Nozzle-to-Work Distance Measurement and Control in Wire Arc Additive Manufacturing

Abstract

In multi-axes Wire Arc Additive Manufacturing, keeping the correct nozzle-to-work distance is crucial to avoid collisions and process defects. Measuring this distance is challenging as the welding arc complicates the usage of conventional distance measurements without positional offset in-process. For that reason, this study investigated and evaluated the usage of several sensors (wire feed sensor, current and voltage sensor, microphone, welding camera, spectrometer, structural acoustic sensor) for a direction independent in-process measurement. Features were extracted based on domain knowledge and selected by means of a correlation analysis.

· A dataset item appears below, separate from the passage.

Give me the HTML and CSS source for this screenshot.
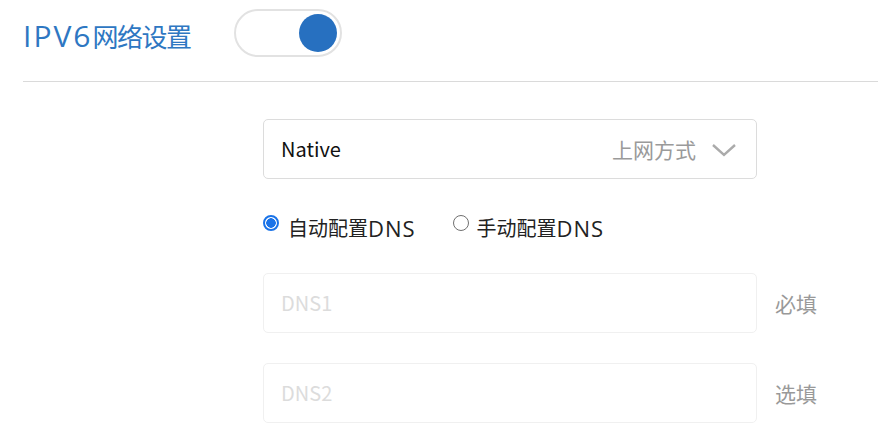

The spectrometer (Pearson’s r = −0.90) showed the most robust measurements for stable process parameters when computing the relative intensity at a wavelength of 960 nm, followed by the welding camera (Pearson’s r = 0.84) when analyzing the images with a convolutional neural network. Based on the findings, a closed-loop-control was created. As a system identification revealed a high impact of the welding speed on the track height in comparison to the wire feed rate (Pearson’s r − 0.90 < > − 0.16), the closed-loop-control was realized by means of a simple P-control for the welding speed. The proposed approach enabled the manufacturing of multi-layer multi-bead parts with multi-axes deposition paths.